Malgré les risques de la dépigmentation artificielle, cette pratique essentiellement féminine et dictée par les couvertures de magazines de mode est de plus en plus répandue en Afrique subsaharienne. À tel point qu'entre les mois d'août et septembre 2012, des affiches vantant les bienfaits d'un soin censé éclaircir la peau sont apparues dans les rues de Dakar, au Sénégal. « Action rapide », « résultat en 15 jours », promettaient les publicités illustrées d'un tube de crème et de deux photos d'une jeune femme : noire « avant » l'utilisation de cette crème - baptisée « Khess Petch » (« toute blanche » en wolof) -, très claire « après ».
Outre le dangereux culte de la blancheur véhiculé par ce cosmétique, cette campagne publicitaire a soulevé l'indignation de personnalités locales en raison de sa dangerosité. Ces produits réduisent la capacité de l'organisme à « se défendre face aux infections » diverses et ont « des effets généraux sur la santé comme le diabète, l'hypertension artérielle », a ainsi expliqué à l'AFP, Fatimata Ly, dermatologue luttant depuis dix ans contre le « khessal » (blanchiment), au sein de l'Association internationale d'information sur la dépigmentation artificielle (Aiida).
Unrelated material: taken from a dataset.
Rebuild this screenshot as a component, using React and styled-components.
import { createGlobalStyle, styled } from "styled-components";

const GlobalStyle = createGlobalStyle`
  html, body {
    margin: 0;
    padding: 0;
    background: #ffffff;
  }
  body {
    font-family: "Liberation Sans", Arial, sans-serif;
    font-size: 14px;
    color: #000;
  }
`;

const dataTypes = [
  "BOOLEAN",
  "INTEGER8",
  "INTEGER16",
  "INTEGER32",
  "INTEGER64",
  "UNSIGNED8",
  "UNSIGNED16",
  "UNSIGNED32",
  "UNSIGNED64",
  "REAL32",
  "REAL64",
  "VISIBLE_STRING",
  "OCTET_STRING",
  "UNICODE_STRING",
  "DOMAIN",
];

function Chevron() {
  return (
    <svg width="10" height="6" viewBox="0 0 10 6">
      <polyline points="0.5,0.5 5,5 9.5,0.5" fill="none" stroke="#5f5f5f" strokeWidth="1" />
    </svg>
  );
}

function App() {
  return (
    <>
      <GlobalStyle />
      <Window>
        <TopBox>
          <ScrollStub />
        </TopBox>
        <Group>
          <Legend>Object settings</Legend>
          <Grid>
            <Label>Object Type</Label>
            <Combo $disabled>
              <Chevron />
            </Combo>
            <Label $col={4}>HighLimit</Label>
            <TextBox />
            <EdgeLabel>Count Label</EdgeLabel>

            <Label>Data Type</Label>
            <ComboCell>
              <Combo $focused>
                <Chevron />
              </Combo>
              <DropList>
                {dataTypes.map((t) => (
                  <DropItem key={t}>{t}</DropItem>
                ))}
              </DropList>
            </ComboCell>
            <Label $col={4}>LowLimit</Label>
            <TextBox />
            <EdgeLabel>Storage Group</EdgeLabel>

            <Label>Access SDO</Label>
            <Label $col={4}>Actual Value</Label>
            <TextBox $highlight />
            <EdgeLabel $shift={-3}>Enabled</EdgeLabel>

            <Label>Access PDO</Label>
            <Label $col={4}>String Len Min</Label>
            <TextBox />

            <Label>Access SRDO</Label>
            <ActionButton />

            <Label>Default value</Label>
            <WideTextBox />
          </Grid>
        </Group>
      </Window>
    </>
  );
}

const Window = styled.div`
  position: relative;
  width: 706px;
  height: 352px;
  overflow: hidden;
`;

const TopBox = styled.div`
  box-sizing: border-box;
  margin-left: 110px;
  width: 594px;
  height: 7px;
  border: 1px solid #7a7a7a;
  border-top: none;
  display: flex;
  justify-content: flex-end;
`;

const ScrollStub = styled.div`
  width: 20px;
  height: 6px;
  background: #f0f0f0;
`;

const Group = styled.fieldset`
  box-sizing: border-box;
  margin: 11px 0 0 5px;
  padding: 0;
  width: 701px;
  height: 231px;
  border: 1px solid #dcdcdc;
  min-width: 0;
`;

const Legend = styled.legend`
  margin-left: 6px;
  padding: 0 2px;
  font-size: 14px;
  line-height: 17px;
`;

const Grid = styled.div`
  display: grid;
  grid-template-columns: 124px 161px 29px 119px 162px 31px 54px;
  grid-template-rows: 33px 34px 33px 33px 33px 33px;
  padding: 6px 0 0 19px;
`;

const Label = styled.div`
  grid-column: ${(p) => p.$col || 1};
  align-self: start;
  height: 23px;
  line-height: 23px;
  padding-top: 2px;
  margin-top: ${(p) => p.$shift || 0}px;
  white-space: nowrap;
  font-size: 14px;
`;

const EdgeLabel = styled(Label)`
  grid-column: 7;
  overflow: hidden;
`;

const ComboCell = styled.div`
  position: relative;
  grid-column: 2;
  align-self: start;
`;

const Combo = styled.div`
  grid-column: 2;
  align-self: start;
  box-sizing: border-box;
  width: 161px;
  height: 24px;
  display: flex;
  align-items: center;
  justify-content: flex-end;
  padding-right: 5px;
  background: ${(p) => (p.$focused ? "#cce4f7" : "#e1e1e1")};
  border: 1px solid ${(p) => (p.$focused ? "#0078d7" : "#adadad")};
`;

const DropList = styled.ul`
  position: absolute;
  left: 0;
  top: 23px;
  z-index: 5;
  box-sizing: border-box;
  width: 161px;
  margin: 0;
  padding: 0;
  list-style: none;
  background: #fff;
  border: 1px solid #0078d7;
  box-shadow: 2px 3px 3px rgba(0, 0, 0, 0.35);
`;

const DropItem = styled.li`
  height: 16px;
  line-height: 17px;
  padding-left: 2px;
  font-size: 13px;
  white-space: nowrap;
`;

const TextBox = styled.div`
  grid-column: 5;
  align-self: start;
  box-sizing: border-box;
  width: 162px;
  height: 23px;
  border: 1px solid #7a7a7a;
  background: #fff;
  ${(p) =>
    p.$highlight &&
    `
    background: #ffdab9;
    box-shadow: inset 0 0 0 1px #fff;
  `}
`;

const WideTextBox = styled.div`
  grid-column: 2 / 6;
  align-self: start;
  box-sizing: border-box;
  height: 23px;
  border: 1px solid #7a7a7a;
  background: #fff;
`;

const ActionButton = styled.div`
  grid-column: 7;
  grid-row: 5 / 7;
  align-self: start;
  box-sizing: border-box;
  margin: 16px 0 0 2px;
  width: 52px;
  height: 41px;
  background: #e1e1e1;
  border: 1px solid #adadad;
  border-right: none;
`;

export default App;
En effet, les crèmes, laits ou gels éclaircissants contiennent des substances initialement destinées à un usage thérapeutique, telles que des corticoïdes ou de l'hydroquinone, devant être prescrites par un médecin. « Malheureusement, on peut les trouver sur tous les marchés sénégalais. Ce sont des produits très accessibles » et plutôt abordables, indique-t-elle. Et de déplorer : « entre 1 et 1,5 euro », soit cinq à six fois moins cher qu'en pharmacie. Mais utilisés à mauvais escient, ces produits causent des ravages. Jambe enflée, tuméfiée, plaies béantes, taches brunes, brûlures ou vergetures sont ainsi le lot des 67% de femmes adeptes du « blanchiment », qui, à l'origine, cherchaient à s'embellir.
Pour faire reculer ce fléau, des personnalités locales ont donc lancé le mouvement Nuul Kukk signifiant « Tout(e) noir(e) ». Aisha Dème, responsable du portail culturel Agendakar.com, a confié à l'APF avoir été « scandalisée » par campagne publicitaire de « Khess Petch » sous-entendant que « le Noir n'est pas beau puisqu'il suggère aux femmes de se transformer en 15 jours. En réplique spontanée, on a voulu sublimer la femme noire ». Résultat, d'autres affiches montrant une belle jeune femme à la peau noire ont fait leur apparition dans la ville.
Très actifs sur les réseaux sociaux, les instigateurs de cette riposte, parmi lesquels la militante du droit des femmes Kiné Fatim Diop ou le rappeur Keyti, avaient par ailleurs lancé une pétition sur Twitter. Clôturée fin septembre 2012, elle avait recueilli 1 600 signatures en moins d'un mois. Aujourd'hui, le Nuul Kukk veut mettre un terme définitif à la dépigmentation et « qu'on arrête d'importer ces produits, de les vendre, qu'il n'y ait plus de publicités aussi scandaleuse ». Une tâche qui s'annonce, malheureusement, ardue.